Relatability beats attractiveness. Avatars that look like "normal people" outperform conventionally attractive avatars by 18% on CTR. UGC works because it feels authentic — aspirational-looking avatars undermine that.
Diversity drives reach. Campaigns using 3+ different avatars perform 35% better than single-avatar campaigns. Different audience segments respond to different faces. Test multiple avatars the same way you test multiple hooks.
Consistency builds trust. If you are running a series of ads, use the same avatar across the series. Audiences begin to recognize and trust a familiar face, even if they do not consciously know it is AI-generated.
Creating Effective AI UGC Ads
Having the technology is not enough. Here is how to use AI avatars effectively:
Script First, Always
The avatar delivers the script. If the script is weak, no amount of visual quality saves it. Write scripts the way real people talk:
- Short sentences. Conversational language.
- Address the viewer directly ("you," "your")
- Start with a hook that creates curiosity or identifies a pain point
- Include specific details and numbers (not generic claims)
- End with a clear, simple CTA
Environment Matters
Where your avatar "is" affects perception:
- Kitchen/living room — domestic products, food, wellness
- Office/desk — SaaS, productivity, B2B
- Outdoor/casual — lifestyle, fitness, fashion
- Plain background — emphasizes the person and message (good for testimonials)
Delivery Style
How the avatar speaks matters as much as what they say:
- Excited/energetic — product launches, limited-time offers
- Calm/authoritative — premium products, educational content
- Conversational/casual — DTC brands, younger audiences
- Concerned/empathetic — problem-aware content, health/wellness
The Details That Sell Authenticity
Small production choices make AI UGC feel more real:
- Imperfect framing — slightly off-center, like a real selfie video
- Natural lighting variations — not studio-perfect
- Casual wardrobe — plain t-shirts and hoodies, not branded clothing
- Brief pauses — the avatar should breathe between sentences
- One or two filler words — a natural "so" or "honestly" makes speech feel unscripted
Cost Comparison: AI Avatars vs Real Creators
| Factor | AI Avatar | Real UGC Creator |
|---|---|---|
| Cost per video | $2-10 | $150-500 |
| Turnaround | 5-15 minutes | 7-14 days |
| Revisions | Instant, unlimited | $50-100+ per revision |
| Variations | 50+ per hour | 1-3 per order |
| Consistency | Perfect | Varies by creator |
| Scalability | Unlimited | Limited by creator availability |
| Authenticity | 95%+ (passes blind tests) | 100% (genuinely human) |
Common Objections (and Reality)
"People can tell it is AI." Current data says otherwise. In controlled tests, identification rates are at chance level (52%). And even when viewers suspect AI, engagement metrics do not significantly differ — people care about the message, not the medium.

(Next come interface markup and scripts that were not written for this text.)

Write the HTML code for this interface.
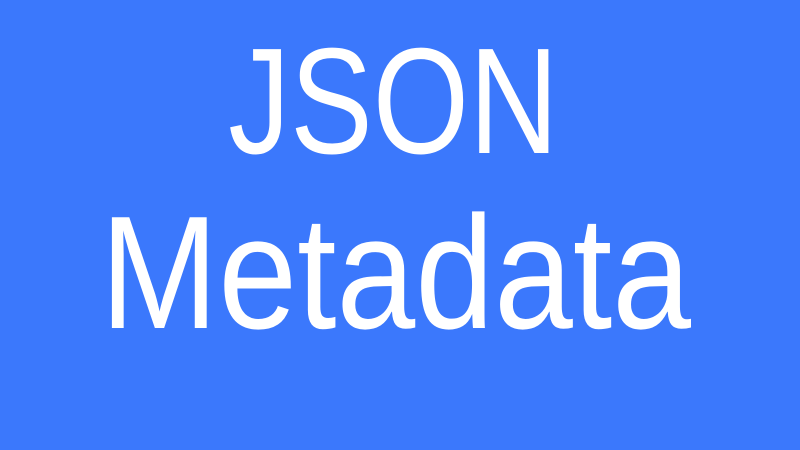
<!DOCTYPE html>
<html><head><style>
html,body{margin:0;padding:0;}
body{width:800px;height:450px;background:#3b78fc;position:relative;overflow:hidden;font-family:"Liberation Sans",sans-serif;color:#fff;}
.t{position:absolute;width:800px;text-align:center;line-height:1;white-space:nowrap;}
.a{top:25px;left:-7px;font-size:151px;}
.a span{display:inline-block;transform:scaleX(0.82);transform-origin:center;}
.b{top:193px;left:-4px;font-size:161px;}
.b span{display:inline-block;transform:scaleX(0.88);transform-origin:center;}
</style></head><body>
<div class="t a"><span>JSON</span></div>
<div class="t b"><span>Metadata</span></div>
</body></html>
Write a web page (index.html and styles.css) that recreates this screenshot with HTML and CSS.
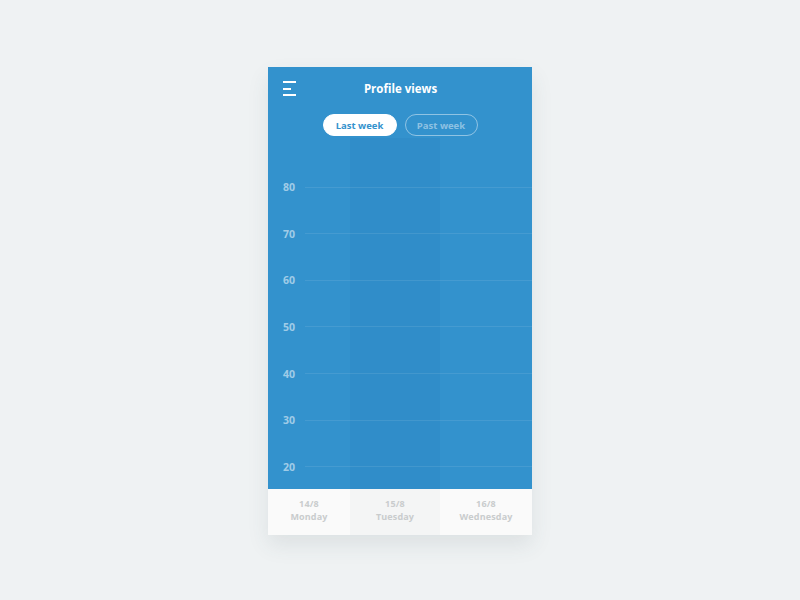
FILE: index.html
```html
<!DOCTYPE html>
<html>
<head>
<meta charset="utf-8">
<link rel="stylesheet" href="styles.css">
</head>
<body>
<div class="page">
  <div class="card">
    <div class="top">
      <div class="topbar">
        <svg class="menu" width="14" height="16" viewBox="0 0 14 16">
          <rect x="0" y="0" width="13" height="2" fill="#fff"/>
          <rect x="0" y="7" width="8" height="2" fill="#fff"/>
          <rect x="0" y="13" width="13" height="2" fill="#fff"/>
        </svg>
        <div class="title">Profile views</div>
      </div>
      <div class="toggle">
        <span class="pill active">Last week</span>
        <span class="pill past">Past week</span>
      </div>
    </div>
    <div class="chart">
      <div class="row"><span class="lab">80</span><span class="line"></span></div>
      <div class="row"><span class="lab">70</span><span class="line"></span></div>
      <div class="row"><span class="lab">60</span><span class="line"></span></div>
      <div class="row"><span class="lab">50</span><span class="line"></span></div>
      <div class="row"><span class="lab">40</span><span class="line"></span></div>
      <div class="row"><span class="lab">30</span><span class="line"></span></div>
      <div class="row"><span class="lab">20</span><span class="line"></span></div>
    </div>
    <div class="days">
      <div class="day"><span>14/8</span><span>Monday</span></div>
      <div class="day mid"><span>15/8</span><span>Tuesday</span></div>
      <div class="day"><span>16/8</span><span>Wednesday</span></div>
    </div>
  </div>
</div>
</body>
</html>
```
FILE: styles.css
```css
* { box-sizing: border-box; }
html, body { margin: 0; padding: 0; }
body {
  background: #eff2f3;
  font-family: "Open Sans", "Noto Sans", sans-serif;
  width: 800px;
  height: 600px;
  overflow: hidden;
}
.page {
  padding-top: 67px;
  display: flex;
  justify-content: center;
}
.card {
  width: 264px;
  display: flex;
  flex-direction: column;
  box-shadow: 0 10px 20px rgba(60, 80, 90, 0.10);
}
.top {
  background: #3392cd;
  padding-bottom: 1px;
}
.topbar {
  height: 43px;
  display: flex;
  align-items: center;
  justify-content: center;
  position: relative;
}
.menu {
  position: absolute;
  left: 15px;
  top: 14px;
}
.title {
  color: #fff;
  font-weight: 700;
  font-size: 11.5px;
  margin-left: 1px;
}
.toggle {
  display: flex;
  justify-content: center;
  gap: 8px;
  padding-top: 4px;
  height: 27px;
}
.pill {
  height: 22px;
  width: 74px;
  border-radius: 11px;
  display: flex;
  align-items: center;
  justify-content: center;
  font-size: 9.5px;
  font-weight: 700;
  border: 1.5px solid rgba(255, 255, 255, 0.45);
  color: rgba(255, 255, 255, 0.45);
}
.pill.past { width: 73px; }
.pill.active {
  background: #fff;
  border-color: #fff;
  color: #3392cd;
}
.chart {
  background: linear-gradient(to right, #3392cd 0, #3392cd 82px, #308dc9 82px, #308dc9 172px, #3392cd 172px);
  padding-top: 42px;
  padding-bottom: 15px;
  display: flex;
  flex-direction: column;
  gap: 32.67px;
}
.row {
  height: 14px;
  display: flex;
  align-items: center;
}
.lab {
  width: 37px;
  padding-left: 15px;
  font-size: 10.5px;
  font-weight: 700;
  color: rgba(255, 255, 255, 0.55);
}
.line {
  flex: 1;
  height: 1px;
  background: rgba(255, 255, 255, 0.09);
}
.days {
  height: 46px;
  display: grid;
  grid-template-columns: 82px 90px 92px;
  background: #fafafa;
}
.day {
  display: flex;
  flex-direction: column;
  align-items: center;
  justify-content: center;
  font-size: 9px;
  font-weight: 700;
  color: #c9cccd;
  line-height: 12.5px;
  letter-spacing: 0.15px;
  padding-bottom: 2px;
}
.day.mid { background: #f4f5f5; }
```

"It is inauthentic." All advertising is constructed. A human UGC creator reading a brand-provided script is no more "authentic" than an AI avatar reading the same script. The feeling of authenticity comes from the content and delivery, not the literal humanness of the speaker.

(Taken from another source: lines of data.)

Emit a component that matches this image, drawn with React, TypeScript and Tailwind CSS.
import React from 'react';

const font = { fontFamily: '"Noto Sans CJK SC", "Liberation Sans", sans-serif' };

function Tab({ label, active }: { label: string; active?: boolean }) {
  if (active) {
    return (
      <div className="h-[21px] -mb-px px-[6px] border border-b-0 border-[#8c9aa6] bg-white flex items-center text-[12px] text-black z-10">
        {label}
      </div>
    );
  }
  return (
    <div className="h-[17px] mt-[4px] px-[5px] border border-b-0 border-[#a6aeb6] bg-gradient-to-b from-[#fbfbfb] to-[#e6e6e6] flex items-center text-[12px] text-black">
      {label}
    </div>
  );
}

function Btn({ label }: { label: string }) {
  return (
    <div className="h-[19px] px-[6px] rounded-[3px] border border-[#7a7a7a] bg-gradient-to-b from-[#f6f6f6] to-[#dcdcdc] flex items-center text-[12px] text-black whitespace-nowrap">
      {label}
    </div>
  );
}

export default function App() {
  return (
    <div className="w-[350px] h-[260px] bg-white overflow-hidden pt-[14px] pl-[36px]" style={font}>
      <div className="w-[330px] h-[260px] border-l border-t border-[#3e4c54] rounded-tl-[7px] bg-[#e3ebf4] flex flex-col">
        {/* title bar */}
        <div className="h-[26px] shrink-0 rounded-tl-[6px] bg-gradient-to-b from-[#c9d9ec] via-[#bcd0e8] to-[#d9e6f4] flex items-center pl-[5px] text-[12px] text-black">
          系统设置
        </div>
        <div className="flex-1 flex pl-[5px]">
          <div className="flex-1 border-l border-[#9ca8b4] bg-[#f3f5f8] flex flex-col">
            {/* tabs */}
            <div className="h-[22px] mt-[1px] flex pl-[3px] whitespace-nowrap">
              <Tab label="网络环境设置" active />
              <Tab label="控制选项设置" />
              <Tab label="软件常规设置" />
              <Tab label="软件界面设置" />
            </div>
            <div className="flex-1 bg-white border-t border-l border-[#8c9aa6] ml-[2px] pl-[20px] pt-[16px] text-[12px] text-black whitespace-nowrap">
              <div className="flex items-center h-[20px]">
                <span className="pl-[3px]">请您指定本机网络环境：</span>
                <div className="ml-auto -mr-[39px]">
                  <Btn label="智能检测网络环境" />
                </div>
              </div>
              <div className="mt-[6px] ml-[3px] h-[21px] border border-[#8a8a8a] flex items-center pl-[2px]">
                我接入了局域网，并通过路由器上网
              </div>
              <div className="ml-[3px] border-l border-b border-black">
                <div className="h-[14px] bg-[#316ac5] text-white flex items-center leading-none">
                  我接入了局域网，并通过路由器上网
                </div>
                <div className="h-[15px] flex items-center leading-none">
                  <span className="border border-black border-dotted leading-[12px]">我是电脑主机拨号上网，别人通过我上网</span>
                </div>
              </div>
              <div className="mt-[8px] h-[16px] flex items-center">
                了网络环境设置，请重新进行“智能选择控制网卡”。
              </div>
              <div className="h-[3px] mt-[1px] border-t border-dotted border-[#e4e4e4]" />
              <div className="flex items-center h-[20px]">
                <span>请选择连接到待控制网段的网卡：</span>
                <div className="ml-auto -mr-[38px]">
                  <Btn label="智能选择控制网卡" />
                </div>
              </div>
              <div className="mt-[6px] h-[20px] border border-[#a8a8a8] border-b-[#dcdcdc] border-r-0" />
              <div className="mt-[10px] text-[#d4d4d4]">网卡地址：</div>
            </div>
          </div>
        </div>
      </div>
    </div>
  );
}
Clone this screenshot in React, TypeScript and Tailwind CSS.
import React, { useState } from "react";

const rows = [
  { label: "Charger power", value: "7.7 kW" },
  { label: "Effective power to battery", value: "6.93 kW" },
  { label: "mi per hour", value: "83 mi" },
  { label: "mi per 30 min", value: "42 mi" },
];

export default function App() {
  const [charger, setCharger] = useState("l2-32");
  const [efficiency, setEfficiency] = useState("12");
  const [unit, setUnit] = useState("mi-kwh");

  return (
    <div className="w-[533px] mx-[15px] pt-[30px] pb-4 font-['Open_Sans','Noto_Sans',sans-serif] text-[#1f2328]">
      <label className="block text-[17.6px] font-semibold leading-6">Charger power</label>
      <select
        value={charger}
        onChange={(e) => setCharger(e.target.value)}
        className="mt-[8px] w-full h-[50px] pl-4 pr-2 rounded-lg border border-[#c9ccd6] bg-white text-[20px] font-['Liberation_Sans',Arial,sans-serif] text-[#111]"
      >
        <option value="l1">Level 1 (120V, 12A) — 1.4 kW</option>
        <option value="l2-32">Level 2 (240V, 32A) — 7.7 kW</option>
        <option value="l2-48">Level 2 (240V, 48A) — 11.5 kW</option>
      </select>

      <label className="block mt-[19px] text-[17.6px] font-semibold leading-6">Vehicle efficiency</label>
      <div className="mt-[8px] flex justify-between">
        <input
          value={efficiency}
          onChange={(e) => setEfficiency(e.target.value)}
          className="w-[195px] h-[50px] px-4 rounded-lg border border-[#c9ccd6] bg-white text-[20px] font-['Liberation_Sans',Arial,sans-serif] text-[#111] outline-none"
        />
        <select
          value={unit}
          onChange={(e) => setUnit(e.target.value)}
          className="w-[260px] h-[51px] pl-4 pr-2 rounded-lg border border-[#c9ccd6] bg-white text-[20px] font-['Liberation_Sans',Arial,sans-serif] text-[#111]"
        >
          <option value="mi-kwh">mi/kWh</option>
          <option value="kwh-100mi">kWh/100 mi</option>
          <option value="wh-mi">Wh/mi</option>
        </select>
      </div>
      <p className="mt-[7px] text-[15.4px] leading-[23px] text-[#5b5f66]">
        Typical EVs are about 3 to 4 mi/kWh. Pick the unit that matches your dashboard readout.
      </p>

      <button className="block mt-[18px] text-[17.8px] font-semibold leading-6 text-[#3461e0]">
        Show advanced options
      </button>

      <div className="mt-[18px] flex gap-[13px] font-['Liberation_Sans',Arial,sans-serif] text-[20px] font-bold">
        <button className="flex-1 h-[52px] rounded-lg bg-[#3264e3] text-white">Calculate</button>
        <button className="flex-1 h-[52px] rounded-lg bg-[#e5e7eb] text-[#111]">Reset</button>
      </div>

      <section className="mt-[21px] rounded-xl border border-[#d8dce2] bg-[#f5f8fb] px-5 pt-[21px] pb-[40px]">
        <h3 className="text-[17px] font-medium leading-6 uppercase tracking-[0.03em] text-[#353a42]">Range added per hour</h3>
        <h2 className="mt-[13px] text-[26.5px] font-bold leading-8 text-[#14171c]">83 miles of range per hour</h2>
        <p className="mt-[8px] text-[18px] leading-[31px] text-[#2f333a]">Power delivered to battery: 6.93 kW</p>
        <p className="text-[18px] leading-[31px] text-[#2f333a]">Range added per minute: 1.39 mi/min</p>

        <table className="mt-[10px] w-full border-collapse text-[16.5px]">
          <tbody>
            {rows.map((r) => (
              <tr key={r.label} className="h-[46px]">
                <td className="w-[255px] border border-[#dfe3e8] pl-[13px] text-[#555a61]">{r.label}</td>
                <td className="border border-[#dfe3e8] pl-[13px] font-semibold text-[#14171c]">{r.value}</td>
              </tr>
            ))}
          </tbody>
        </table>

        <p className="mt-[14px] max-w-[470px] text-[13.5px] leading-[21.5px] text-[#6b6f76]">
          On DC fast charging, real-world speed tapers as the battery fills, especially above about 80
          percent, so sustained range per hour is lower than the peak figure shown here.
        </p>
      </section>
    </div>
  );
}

"Platforms will ban AI content." Meta and TikTok require AI disclosure (which is good practice anyway), but they do not penalize AI-generated ads in ranking or delivery. Performance is performance. If your AI ad drives engagement, the algorithm rewards it.
"My audience is too sophisticated." The brands seeing the best results with AI UGC are in tech, SaaS, and finance — arguably the most sophisticated audiences. What matters is the quality of the insight in your script, not whether a human or AI delivers it.
Getting Started with AI UGC
If you are new to AI avatars, here is the practical path:
- Start with one product and one avatar. Do not try to do everything at once.
- Write 5 hook variations using the frameworks in our hook guide.
- Generate 5 videos — one per hook, same avatar, same environment.
- Run a $250 test across Meta or TikTok ($50 per hook).
- Analyze after 48 hours. Which hooks stop thumbs? Which drive clicks?
- Scale the winner and generate 10 more variations of the winning hook.
AI UGC avatars are not the future — they are the present. The brands that figure out how to use them well now will have a massive testing advantage as the tools continue to improve. Start testing today, learn what works for your audience, and build from there.